Historical Context of French Tax Policies: From Ancien Régime to Modern Fiscal State

The evolution of French tax policy is inseparable from the nation’s political and economic history. During the Ancien Régime, taxes such as the taille, gabelle, and corvée were levied in a highly unequal manner, with the clergy and nobility largely exempt. This regressive structure fueled widespread resentment and contributed directly to the Revolution of 1789. The post-revolutionary period sought to establish a more equitable system, but the shift toward a truly modern tax framework took over a century.

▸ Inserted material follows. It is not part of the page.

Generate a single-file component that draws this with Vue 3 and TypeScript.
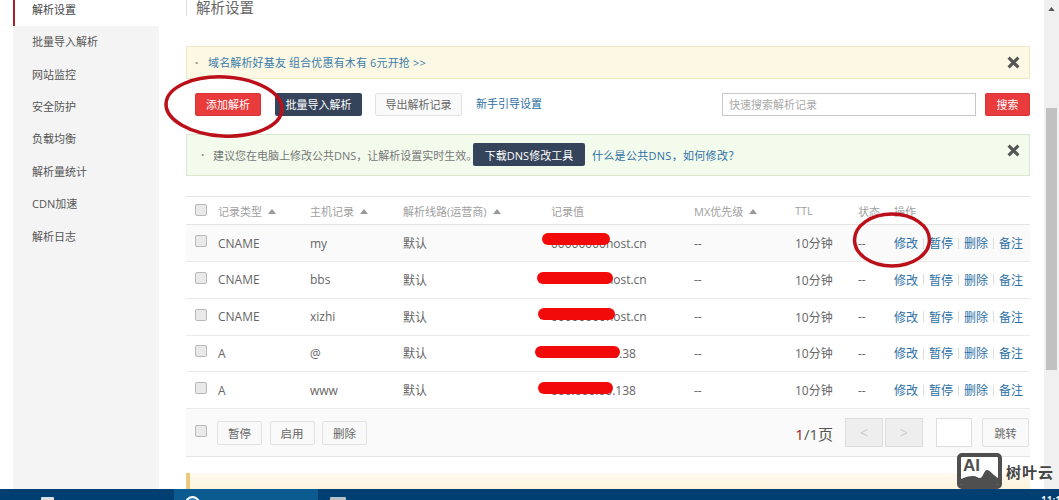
<template>
  <div class="page">
    <div class="body">
      <!-- 左侧菜单 -->
      <aside class="side">
        <div class="side-active">解析设置</div>
        <div class="side-list">
          <div v-for="item in menu" :key="item" class="side-item">{{ item }}</div>
        </div>
      </aside>

      <main class="main">
        <h2 class="title">解析设置</h2>

        <div class="notice notice-yellow">
          <span class="dot">·</span>
          <span class="notice-link">域名解析好基友 组合优惠有木有 6元开抢 &gt;&gt;</span>
          <svg class="close" viewBox="0 0 12 12"><path d="M1.5 1.5l9 9M10.5 1.5l-9 9" /></svg>
        </div>

        <div class="toolbar">
          <button class="btn btn-red btn-add">添加解析</button>
          <button class="btn btn-dark btn-import">批量导入解析</button>
          <button class="btn btn-plain btn-export">导出解析记录</button>
          <span class="link guide">新手引导设置</span>
          <div class="search">快速搜索解析记录</div>
          <button class="btn btn-red btn-search">搜索</button>
        </div>

        <div class="notice notice-green">
          <span class="dot">·</span>
          <span class="green-text">建议您在电脑上修改公共DNS，让解析设置实时生效。</span>
          <button class="btn btn-dark btn-tool">下载DNS修改工具</button>
          <span class="link green-link">什么是公共DNS，如何修改？</span>
          <svg class="close" viewBox="0 0 12 12"><path d="M1.5 1.5l9 9M10.5 1.5l-9 9" /></svg>
        </div>

        <!-- 解析记录表 -->
        <div class="table">
          <div class="row head">
            <span class="check"></span>
            <span>记录类型<i class="sort"></i></span>
            <span>主机记录<i class="sort"></i></span>
            <span>解析线路(运营商)<i class="sort"></i></span>
            <span>记录值</span>
            <span>MX优先级<i class="sort"></i></span>
            <span>TTL</span>
            <span>状态</span>
            <span>操作</span>
          </div>
          <div v-for="(rec, i) in records" :key="rec.host" class="row" :class="{ hover: i === 0 }">
            <span class="check"></span>
            <span>{{ rec.type }}</span>
            <span>{{ rec.host }}</span>
            <span>默认</span>
            <span class="value">
              {{ rec.value }}
              <i class="mask" :style="{ left: rec.mask[0] + 'px', width: rec.mask[1] + 'px', top: rec.mask[2] + 'px' }"></i>
            </span>
            <span>--</span>
            <span>10分钟</span>
            <span>--</span>
            <span class="ops">
              <template v-for="(op, k) in ops" :key="op">
                <i v-if="k > 0" class="sep"></i>
                <span class="link">{{ op }}</span>
              </template>
            </span>
          </div>
          <div class="foot">
            <span class="check"></span>
            <button class="btn btn-plain btn-mini">暂停</button>
            <button class="btn btn-plain btn-mini">启用</button>
            <button class="btn btn-plain btn-mini">删除</button>
            <span class="pager-text"><b>1</b>/1页</span>
            <span class="pager-btn">&lt;</span>
            <span class="pager-btn">&gt;</span>
            <span class="pager-input"></span>
            <button class="btn btn-plain btn-jump">跳转</button>
          </div>
        </div>

        <div class="strip"></div>
      </main>

      <div class="scrollbar">
        <svg class="scroll-arrow" viewBox="0 0 8 5"><path d="M4 0l4 5H0z" /></svg>
        <div class="scroll-thumb"></div>
      </div>
    </div>

    <!-- 任务栏 -->
    <footer class="taskbar">
      <span class="task-icon icon-a"></span>
      <div class="task-active"><span class="task-circle"></span></div>
      <span class="task-icon icon-b"></span>
      <span class="clock">11:1</span>
    </footer>

    <!-- 红圈标注 -->
    <svg class="marks" width="1059" height="500">
      <ellipse cx="224" cy="106.5" rx="58" ry="29.5" transform="rotate(3 224 106.5)" />
      <ellipse cx="892" cy="240" rx="37.5" ry="26" />
    </svg>

    <!-- 水印 -->
    <div class="watermark">
      <div class="wm-logo">
        <svg class="wm-hill" viewBox="0 0 37 28">
          <path d="M0 28V22C4 20 8 19 12 19C15 19 17 21 19 21C22 21 23 13 26 13C29 13 32 18 37 21V28Z" />
        </svg>
        <span class="wm-ai">AI</span>
      </div>
      <span class="wm-text">树叶云</span>
    </div>
  </div>
</template>

<script setup lang="ts">
interface DnsRecord {
  type: string
  host: string
  value: string
  /** 遮挡条：left / width / top */
  mask: [number, number, number]
}

const menu = ['批量导入解析', '网站监控', '安全防护', '负载均衡', '解析量统计', 'CDN加速', '解析日志']
const ops = ['修改', '暂停', '删除', '备注']

const records: DnsRecord[] = [
  { type: 'CNAME', host: 'my', value: '00000000host.cn', mask: [-9, 68, 8] },
  { type: 'CNAME', host: 'bbs', value: '00000000host.cn', mask: [-14, 76, 10] },
  { type: 'CNAME', host: 'xizhi', value: '00000000host.cn', mask: [-13, 77, 9] },
  { type: 'A', host: '@', value: '000.000.000.38', mask: [-16, 85, 10] },
  { type: 'A', host: 'www', value: '000.000.00.138', mask: [-13, 75, 10] }
]
</script>

<style>
html,
body {
  margin: 0;
  overflow: hidden;
}
</style>

<style scoped>
.page {
  position: relative;
  width: 1059px;
  height: 500px;
  overflow: hidden;
  display: flex;
  flex-direction: column;
  background: #fff;
  font-family: "Open Sans", "Noto Sans CJK SC", sans-serif;
  font-size: 11px;
  color: #666;
}

.body {
  flex: 1;
  min-height: 0;
  display: flex;
}

/* ========== 左侧菜单 ========== */
.side {
  width: 146px;
  margin-left: 13px;
  display: flex;
  flex-direction: column;
}

.side-active {
  height: 26px;
  box-sizing: border-box;
  padding: 0 0 6px 17px;
  line-height: 20px;
  border-left: 2px solid #a5232a;
  color: #444;
}

.side-list {
  flex: 1;
  background: #f4f4f4;
}

.side-item {
  height: 32.4px;
  box-sizing: border-box;
  padding: 0 0 2px 19px;
  display: flex;
  align-items: center;
  color: #555;
}

/* ========== 主区域 ========== */
.main {
  width: 844px;
  margin-left: 27px;
  display: flex;
  flex-direction: column;
}

.title {
  margin: 0 0 30px;
  height: 16px;
  padding-left: 9px;
  border-left: 1px solid #ddd;
  font-size: 14.5px;
  font-weight: 400;
  line-height: 16px;
  color: #666;
}

.notice {
  display: flex;
  align-items: center;
  box-sizing: border-box;
  border: 1px solid;
  position: relative;
}

.notice-yellow {
  height: 33px;
  padding-left: 8px;
  background: #fdf8e4;
  border-color: #efe8c4;
}

.notice-green {
  height: 43px;
  padding-left: 14px;
  background: #f3fbec;
  border-color: #dbe8d0;
}

.dot {
  width: 13px;
  font-size: 12px;
  font-weight: 700;
  color: #8a9a70;
}

.notice-green .dot {
  width: 12px;
}

.notice-link {
  letter-spacing: 0.15px;
  color: #3a7cab;
}

.green-text {
  width: 260px;
  white-space: nowrap;
  color: #777;
}

.green-link {
  letter-spacing: 0.3px;
}

.close {
  position: absolute;
  right: 9px;
  top: 9px;
  width: 13px;
  height: 13px;
  fill: none;
  stroke: #555;
  stroke-width: 2.8;
}

.link {
  color: #2d6fa6;
  white-space: nowrap;
}

/* ========== 按钮 ========== */
.btn {
  box-sizing: border-box;
  padding: 0;
  border: 1px solid transparent;
  border-radius: 2px;
  font: inherit;
  white-space: nowrap;
}

.btn-red {
  background: #e93a3c;
  border-color: #d83437;
  color: #fff;
}

.btn-dark {
  background: #35445a;
  color: #fff;
}

.btn-plain {
  background: #f9f9f9;
  border-color: #e2e2e2;
  color: #666;
}

.toolbar {
  height: 23px;
  margin: 14px 0 18px;
  display: flex;
  align-items: stretch;
}

.btn-add {
  width: 66px;
  margin-left: 9px;
}

.btn-import {
  width: 87px;
  margin-left: 14px;
}

.btn-export {
  width: 87px;
  margin-left: 13px;
}

.guide {
  margin-left: 14px;
  line-height: 21px;
}

.search {
  width: 254px;
  margin-left: auto;
  box-sizing: border-box;
  padding-left: 6px;
  border: 1px solid #c8c8c8;
  line-height: 21px;
  color: #aaa;
}

.btn-search {
  width: 45px;
  margin-left: 9px;
}

.btn-tool {
  width: 112px;
  height: 23px;
  margin-right: 7px;
}

/* ========== 表格 ========== */
.table {
  margin-top: 20px;
  border-top: 1px solid #e4e4e4;
}

.row {
  display: grid;
  grid-template-columns: 32px 92px 93px 148px 143px 101px 63px 36px 136px;
  align-items: center;
  height: 36.8px;
  box-sizing: border-box;
  border-bottom: 1px solid #e9e9e9;
  font-size: 12px;
  white-space: nowrap;
}

.row.hover {
  background: #fafafa;
}

.head {
  height: 28px;
  border-bottom-color: #e4e4e4;
  font-size: 11px;
  color: #a0a0a0;
}

.check {
  display: block;
  width: 10px;
  height: 10px;
  margin: -4px 0 0 9px;
  border: 1px solid #b9b9b9;
  border-radius: 2px;
  background: #e9e9e9;
}

.head .check {
  margin-top: -2px;
}

.sort {
  display: inline-block;
  margin-left: 6px;
  vertical-align: 2px;
  border-left: 4px solid transparent;
  border-right: 4px solid transparent;
  border-bottom: 5px solid #999;
}

.value {
  position: relative;
  align-self: stretch;
  display: flex;
  align-items: center;
}

.mask {
  position: absolute;
  height: 12px;
  border-radius: 6px;
  background: #f20a0a;
}

.ops {
  display: flex;
  align-items: center;
}

.sep {
  width: 1px;
  height: 11px;
  margin: 0 5px;
  background: #ddd;
}

.foot {
  height: 48px;
  box-sizing: border-box;
  display: flex;
  align-items: flex-start;
  padding-top: 12px;
  background: #fafafa;
  border-bottom: 1px solid #e4e4e4;
}

.foot .check {
  margin: 4px 10px 0 9px;
  flex: none;
}

.btn-mini {
  width: 45px;
  height: 24px;
  margin-right: 7.5px;
  font-size: 11.5px;
}

.btn-mini + .btn-mini + .btn-mini {
  margin-right: 0;
}

.pager-text {
  margin: 1px 12px 0 auto;
  font-size: 15px;
  line-height: 24px;
  color: #555;
}

.pager-text b {
  font-weight: 400;
  color: #a5232a;
}

.pager-btn {
  width: 38px;
  height: 29px;
  margin: -3px 2px 0 0;
  box-sizing: border-box;
  border: 1px solid #ddd;
  background: #eee;
  display: flex;
  align-items: center;
  justify-content: center;
  color: #ccc;
  font-size: 14px;
}

.pager-input {
  width: 36px;
  height: 29px;
  margin: -3px 10px 0 11px;
  box-sizing: border-box;
  border: 1px solid #ddd;
  background: #fff;
}

.btn-jump {
  width: 47px;
  height: 29px;
  margin: -3px 1px 0 0;
}

.strip {
  height: 16px;
  margin-top: 16px;
  background: linear-gradient(#fffaf0, #fdf3dc);
  border-left: 4px solid #ecc77e;
}

/* ========== 滚动条 ========== */
.scrollbar {
  position: relative;
  width: 15px;
  margin-left: 14px;
  background: #f0f0f0;
}

.scroll-arrow {
  position: absolute;
  left: 4px;
  top: 7px;
  width: 7px;
  height: 4px;
  fill: #555;
}

.scroll-thumb {
  position: absolute;
  left: 2px;
  right: 2px;
  top: 108px;
  height: 262px;
  background: #c1c1c1;
}

/* ========== 任务栏 ========== */
.taskbar {
  position: relative;
  height: 11px;
  flex: none;
  overflow: hidden;
  background: #003f72;
}

.task-active {
  position: absolute;
  left: 174px;
  top: 0;
  width: 144px;
  height: 100%;
  background: #0b5a90;
}

.task-circle {
  position: absolute;
  left: 11px;
  top: 7px;
  width: 11px;
  height: 11px;
  border: 2px solid #fff;
  border-radius: 50%;
  background: #2c86c9;
}

.task-icon {
  position: absolute;
  top: 8px;
  height: 12px;
  border-radius: 1px;
}

.icon-a {
  left: 41px;
  width: 13px;
  background: #d8dfe6;
}

.icon-b {
  left: 330px;
  width: 16px;
  background: #b9c2ca;
}

.clock {
  position: absolute;
  left: 1041px;
  top: 5px;
  font-size: 10px;
  font-weight: 600;
  line-height: 12px;
  color: #fff;
}

/* ========== 覆盖层 ========== */
.marks {
  position: absolute;
  left: 0;
  top: 0;
  pointer-events: none;
  fill: none;
  stroke: #bb101a;
  stroke-width: 3.5;
}

.watermark {
  position: absolute;
  left: 957px;
  top: 453px;
  display: flex;
  align-items: center;
  gap: 4px;
}

.wm-logo {
  position: relative;
  width: 45px;
  height: 36px;
  box-sizing: border-box;
  border: 4px solid #4f4f4f;
  border-radius: 5px;
  background: #fff;
  overflow: hidden;
}

.wm-ai {
  position: absolute;
  left: 2px;
  top: -1px;
  font-family: "Liberation Sans", sans-serif;
  font-size: 17px;
  font-weight: 700;
  line-height: 19px;
  color: #4f4f4f;
}

.wm-hill {
  position: absolute;
  left: 0;
  top: 0;
  width: 37px;
  height: 28px;
  fill: #4f4f4f;
}

.wm-text {
  font-family: "Noto Sans CJK SC", sans-serif;
  font-size: 15px;
  font-weight: 700;
  letter-spacing: 1px;
  color: #444;
}
</style>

The introduction of a progressive income tax in 1914 (the Impôt sur le Revenu) marked a turning point. Initially a temporary war-time measure, it became permanent and has since evolved into a layered system with multiple brackets. After World War II, France adopted a comprehensive welfare state model, financed in large part by social security contributions (cotisations sociales) levied on both employers and employees. The 1950s and 1960s saw the creation of the value-added tax (VAT), a French innovation that subsequently became the backbone of indirect taxation across the European Union.

Later reforms, such as the 1980s tax cuts under the Chirac and Mitterrand presidencies, aimed to reduce the fiscal burden on businesses and households while maintaining revenue for social programs. The early 2000s introduced specific measures to attract foreign investment, including the Loi de Finances adjustments that lowered corporate taxes incrementally. More recently, the Taxe d’Habitation phase-out (announced in 2017) and the transformation of the solidarity tax on wealth (ISF) into a tax solely on real estate (IFI) in 2018 have reshaped the fiscal landscape.

Current Tax Structure and Policies

France’s tax system is characterized by its complexity, high overall burden, and a mix of progressive and regressive elements. The Organisation for Economic Co-operation and Development (OECD Tax Database) consistently ranks France among the countries with the highest tax-to-GDP ratios. Key components include:

Individual Income Tax

Personal income tax in France is levied on a progressive scale. For 2025, the rates range from 0% on the first bracket to 45% on income exceeding approximately €177,000. An additional exceptional contribution of 3% applies to the slice above €250,000 (4% for couples above €500,000). However, the effective rate is often lower due to the quotient familial system (family splitting), which reduces tax for households with children.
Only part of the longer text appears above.